Share your dilemmas and get honest opinions from other Mumsnetters.

To think you don't just announce you're bringing your girlfriend?

216 replies

Fuzzymatch · 23/02/2018 23:11

My brother asked me a few weeks ago if he could come visit me and my family this summer. I said yes, that would be lovely, looking forward to seeing you.
Today he messaged me to confirm dates so he could book his flights. I said yep, sounds good - but just so you know me and my DP will both be at work for a couple of those days. He says that's fine, he can amuse himself and maybe Emily's coming too but that's not confirmed yet.

AIBU to be a bit wtf about that. Emily is his girlfriend of around 2 years. He never said "Can me and Emily come to stay?". He just announced that maybe she was coming. The way it was phrased he must have invited her long before he mentioned it to me (in a very offhand manner at that).

I mean it's not a major issue that she's (maybe) coming. Emily is a lovely woman. We can make the space. It's not a very long visit. If he had asked I would have said of course. But I'd like to have been asked! I don't yet categorise their relationship as so serious that it would go without saying that he meant the two of them - they don't even live together yet.

P.S. I live abroad in a place that tourists like to go, so when people visit it's often like a bit of a cut-price holiday for them - so there's more to it than just the fun of spending time with me, DP and our toddler and baby.

OP posts:
extinctspecies · 25/02/2018 18:07

Meh. It would have been polite for him to have asked you first, but it's not worth getting your knickers in a twist about.

He is close family after all.

pollymere · 25/02/2018 18:12

Maybe originally she couldn't come, he says it's not confirmed yet. Just because they don't live together doesn't mean it's not serious! I only moved in with dh three months before we got married, because my lease was up, and we got a place together. I'd have politely asked at the beginning of he was coming with Emily or not.

ForalltheSaints · 25/02/2018 18:17

Should have asked politely, especially as if they don't live together there can be no assumption and indeed no certainty that they are still a couple.

Oscarsdaddy · 25/02/2018 18:27

Did you never think to ask ‘is Emily coming with you?’

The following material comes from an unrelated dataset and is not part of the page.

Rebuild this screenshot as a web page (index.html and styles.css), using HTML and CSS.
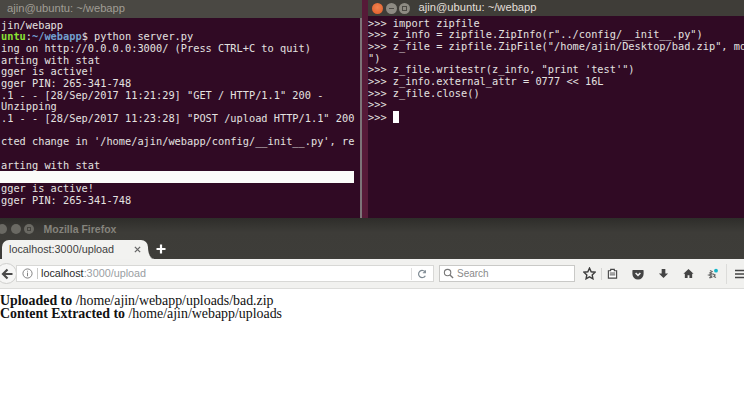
FILE: index.html
```html
<!DOCTYPE html>
<html lang="en">
<head>
<meta charset="utf-8">
<title>Upload</title>
<link rel="stylesheet" href="styles.css">
</head>
<body>
<div class="desktop">
  <section class="term term-left">
    <div class="term-title term-title-left"><span>ajin@ubuntu: ~/webapp</span></div>
    <pre class="term-body body-left">jin/webapp
<span class="green">untu</span>:<span class="blue">~/webapp</span>$ python server.py
ing on http://0.0.0.0:3000/ (Press CTRL+C to quit)
arting with stat
gger is active!
gger PIN: 265-341-748
.1 - - [28/Sep/2017 11:21:29] "GET / HTTP/1.1" 200 -
Unzipping
.1 - - [28/Sep/2017 11:23:28] "POST /upload HTTP/1.1" 200

cted change in '/home/ajin/webapp/config/__init__.py', re

arting with stat
<span class="selection"></span>
gger is active!
gger PIN: 265-341-748</pre>
    <div class="term-edge"></div>
  </section>
  <section class="term term-right">
    <div class="term-title term-title-right">
      <span class="wbtn wbtn-close"></span>
      <span class="wbtn wbtn-min"><span class="mark-min"></span></span>
      <span class="wbtn wbtn-max"><span class="mark-max"></span></span>
      <span class="term-name">ajin@ubuntu: ~/webapp</span>
    </div>
    <pre class="term-body body-right">&gt;&gt;&gt; import zipfile
&gt;&gt;&gt; z_info = zipfile.ZipInfo(r"../config/__init__.py")
&gt;&gt;&gt; z_file = zipfile.ZipFile("/home/ajin/Desktop/bad.zip", mo
")
&gt;&gt;&gt; z_file.writestr(z_info, "print 'test'")
&gt;&gt;&gt; z_info.external_attr = 0777 &lt;&lt; 16L
&gt;&gt;&gt; z_file.close()
&gt;&gt;&gt; 
&gt;&gt;&gt; <span class="cursor"></span></pre>
  </section>
</div>
<section class="firefox">
  <div class="ff-top">
    <div class="ff-title">
      <span class="ff-dot ff-dot-close"></span>
      <span class="ff-dot"></span>
      <span class="ff-dot"><span class="mark-dot"></span></span>
      <span class="ff-name">Mozilla Firefox</span>
    </div>
    <div class="ff-tabs">
      <div class="tab">
        <span class="tab-label">localhost:3000/upload</span>
        <svg class="tab-close" viewBox="0 0 8 8" width="7" height="7"><path d="M1 1l6 6M7 1l-6 6" stroke="#666" stroke-width="1.500"/></svg>
      </div>
      <svg class="tab-new" viewBox="0 0 10 10" width="10" height="10"><path d="M5 .5v9M.5 5h9" stroke="#fff" stroke-width="2.200"/></svg>
    </div>
  </div>
  <div class="ff-toolbar">
    <span class="back">
      <svg viewBox="0 0 12 12" width="12" height="12"><path d="M6.500 1.500L2 6l4.500 4.500M2.500 6H11.500" fill="none" stroke="#4a4a4a" stroke-width="2.200"/></svg>
    </span>
    <div class="urlbar">
      <svg class="info" viewBox="0 0 12 12" width="11" height="11"><circle cx="6" cy="6" r="5" fill="none" stroke="#777"/><path d="M6 5v4M6 3v1" stroke="#777"/></svg>
      <span class="url-sep"></span>
      <span class="url"><span class="url-host">localhost</span>:3000/upload</span>
      <span class="url-sep2"></span>
      <svg class="reload" viewBox="0 0 12 12" width="10" height="10"><path d="M10 4A4.300 4.300 0 1 0 10 8M10 1.500V4.500H7" fill="none" stroke="#7b8790" stroke-width="1.400"/></svg>
    </div>
    <div class="searchbar">
      <svg viewBox="0 0 12 12" width="11" height="11"><circle cx="5" cy="5" r="3.500" fill="none" stroke="#777" stroke-width="1.200"/><path d="M7.600 7.600L11 11" stroke="#777" stroke-width="1.500"/></svg>
      <span class="search-text">Search</span>
    </div>
    <div class="icons">
      <svg class="ic-star" viewBox="0 0 14 14" width="13" height="13"><path d="M7 1.200l1.800 3.900 4.200.5-3.100 2.900.8 4.200L7 10.600l-3.700 2.100.8-4.200L1 5.600l4.200-.5z" fill="none" stroke="#3c3c3c" stroke-width="1.500"/></svg>
      <span class="ic-div"></span>
      <svg class="ic-clip" viewBox="0 0 12 12" width="11" height="11"><path d="M4 1.500h4V3h2.500v8h-9V3H4z" fill="#fff" stroke="#444" stroke-width="1.200"/><path d="M3 5.500h6M3 7.500h6" stroke="#444"/></svg>
      <svg class="ic-pocket" viewBox="0 0 12 12" width="12" height="12"><path d="M1 2h10a.6.6 0 0 1 .6.6V6A5.600 5.600 0 0 1 .4 6V2.600A.6.6 0 0 1 1 2z" fill="#444"/><path d="M3.600 5l2.400 2.300L8.400 5" fill="none" stroke="#eee" stroke-width="1.600"/></svg>
      <svg class="ic-down" viewBox="0 0 12 12" width="11" height="11"><path d="M4 1h4v5h3l-5 5-5-5h3z" fill="#444"/></svg>
      <svg class="ic-home" viewBox="0 0 12 12" width="11" height="11"><path d="M6 1L.5 6.300H2V11h3V8h2v3h3V6.300h1.500z" fill="#444"/></svg>
      <svg class="ic-ext" viewBox="0 0 12 12" width="12" height="12"><path d="M3 2.500l2 1-2 1.500 2 1-3 1 2.500 1-2 2 3-1M6 6l2 1-1 1.500 2 1" fill="none" stroke="#666" stroke-width="1.300"/><circle cx="9" cy="2.700" r="1.900" fill="#12b5c9"/></svg>
      <span class="ic-div2"></span>
      <svg class="ic-menu" viewBox="0 0 12 12" width="12" height="12"><path d="M0 2.500h12M0 6h12M0 9.500h12" stroke="#444" stroke-width="1.700"/></svg>
    </div>
  </div>
  <div class="ff-page">
    <div><b>Uploaded to</b> /home/ajin/webapp/uploads/bad.zip</div>
    <div><b>Content Extracted to</b> /home/ajin/webapp/uploads</div>
  </div>
</section>
</body>
</html>
```
FILE: styles.css
```css
* { box-sizing: border-box; }
html, body { margin: 0; padding: 0; }
body { width: 744px; height: 400px; overflow: hidden; background: #fff; display: flex; flex-direction: column; }

.desktop { display: flex; height: 218px; flex: none; background: #300a24; }
.term { position: relative; height: 218px; overflow: hidden; background: #300a24; }
.term-left { width: 362px; flex: none; }
.term-right { flex: 1; border-left: 6px solid #561a38; }

.term-title { display: flex; align-items: center; font: 500 11.200px/1 "Liberation Sans", sans-serif; }
.term-title-left { height: 18px; background: #4a4843; color: #a09d95; padding-left: 7px; }
.term-title-right { height: 16px; background: #3f3d38; color: #e2dfd8; margin-left: -4px; padding-left: 8px; }
.term-name { margin-left: 6px; }

.wbtn { width: 11px; height: 11px; border-radius: 50%; margin-right: 2.500px; display: flex; align-items: center; justify-content: center; flex: none; }
.wbtn-close { background: radial-gradient(circle at 50% 40%, #f08350, #df5a26); }
.wbtn-min, .wbtn-max { background: #8e8b83; }
.mark-min { width: 5px; height: 1px; background: #4c4a45; }
.mark-max { width: 5px; height: 5px; border: 1px solid #4c4a45; }

.term-body { margin: 0; color: #e4e2e0; font: 10.300px/11.680px "DejaVu Sans Mono", monospace; white-space: pre; }
.body-left { padding: 1.500px 0 0 1px; }
.body-right { padding: 1.500px 0 0 0; }
.green { color: #8ae234; font-weight: 700; }
.blue { color: #729fcf; font-weight: 700; }
.selection { position: absolute; left: 0; top: 171px; width: 354px; height: 12px; background: #fbfbf9; }
.cursor { display: inline-block; width: 6px; height: 12px; background: #fff; vertical-align: -2px; }
.term-edge { position: absolute; right: 0; top: 18px; bottom: 0; width: 2px; background: #7d7478; }

.firefox { flex: 1; display: flex; flex-direction: column; min-height: 0; }
.ff-top { flex: none; background: linear-gradient(#2e2d2a, #3d3c38 35%, #3e3d39); }
.ff-title { height: 22px; display: flex; align-items: center; }
.ff-dot { width: 10px; height: 10px; border-radius: 50%; background: #6a6963; margin-right: 3.500px; display: flex; align-items: center; justify-content: center; }
.ff-dot-close { margin-left: -3px; }
.mark-dot { width: 4px; height: 4px; border: 1px solid #45443f; }
.ff-name { margin-left: 6px; color: #85837c; font: 700 10.500px/1 "Liberation Sans", sans-serif; }

.ff-tabs { height: 19px; display: flex; align-items: flex-end; }
.tab { position: relative; width: 146px; height: 19px; margin-left: 2px; background: #f2f2f0; border-radius: 7px 7px 0 0; display: flex; align-items: center; padding-left: 7px; }
.tab::after { content: ""; position: absolute; right: -6px; bottom: 0; width: 6px; height: 12px; background: radial-gradient(ellipse at 100% 0, transparent 5.500px, #f2f2f0 6.500px); }
.tab-label { color: #3e3e3e; font: 10.800px/1 "Liberation Sans", sans-serif; width: 125px; white-space: nowrap; }
.tab-close { flex: none; }
.tab-new { margin: 0 0 5px 8px; }

.ff-toolbar { height: 30px; background: #f1f1ef; border-bottom: 1px solid #dcdcda; display: flex; align-items: center; flex: none; }
.back { width: 21px; height: 21px; margin-left: -4px; border-radius: 50%; border: 1px solid #cfcfcd; background: #f6f6f5; display: flex; align-items: center; justify-content: center; flex: none; }
.urlbar { width: 418px; height: 17px; margin-left: -1px; background: #fff; border: 1px solid #d8d8d6; display: flex; align-items: center; padding-left: 5px; flex: none; }
.url-sep { width: 1px; height: 11px; background: #c8c8c6; margin: 0 3px 0 4px; }
.url { font: 10.800px/1 "Liberation Sans", sans-serif; color: #9a9ea2; white-space: nowrap; flex: 1; }
.url-host { color: #2a2a2a; }
.url-sep2 { width: 1px; height: 12px; background: #dedede; margin-right: 5px; }
.reload { margin-right: 6px; }

.searchbar { width: 136px; height: 17px; margin-left: 5px; background: #fff; border: 1px solid #c9c9c7; display: flex; align-items: center; padding-left: 3px; flex: none; }
.search-text { margin-left: 3px; padding-top: 1px; color: #8a8a8a; font: 10px/1 "Liberation Sans", sans-serif; }

.icons { display: flex; align-items: center; margin-left: 8px; flex: none; }
.ic-div { width: 1px; height: 12px; background: #d4d4d2; margin: 0 5px; }
.ic-pocket { margin-left: 14px; }
.ic-down { margin-left: 13.500px; }
.ic-home { margin-left: 14px; }
.ic-ext { margin-left: 13px; }
.ic-div2 { width: 1px; height: 20px; background: #dcdcda; margin: 0 8px 0 7px; }

.ff-page { flex: 1; background: #fff; color: #111; font: 13.900px/13px "Liberation Serif", serif; padding-top: 5px; white-space: nowrap; }
```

Seems a bit odd that you wouldn’t have asked especially as they have been together a long time

I’d just brush it off as miscommunication on both sides and accept them with open arms

monkeymamma · 25/02/2018 18:48

Much weirder of you to assume he wouldn't want to bring her - if any of my sibs or nieces and nephews were visiting (the ones who have a partner or BF/GF they've been seeing for a while) I'd invite both, and if the plan was just for them to come alone, I'd keep saying "are you sure BF/GF doesn't want to come?"/"don't forget it's fine to bring a friend if you want". I think it's weird you would just want him on your own actually. "The More the Merrier". It's not like he just met a stranger on the airplane and said come to my sister's, her door is always open. This whole OP is really strange actually!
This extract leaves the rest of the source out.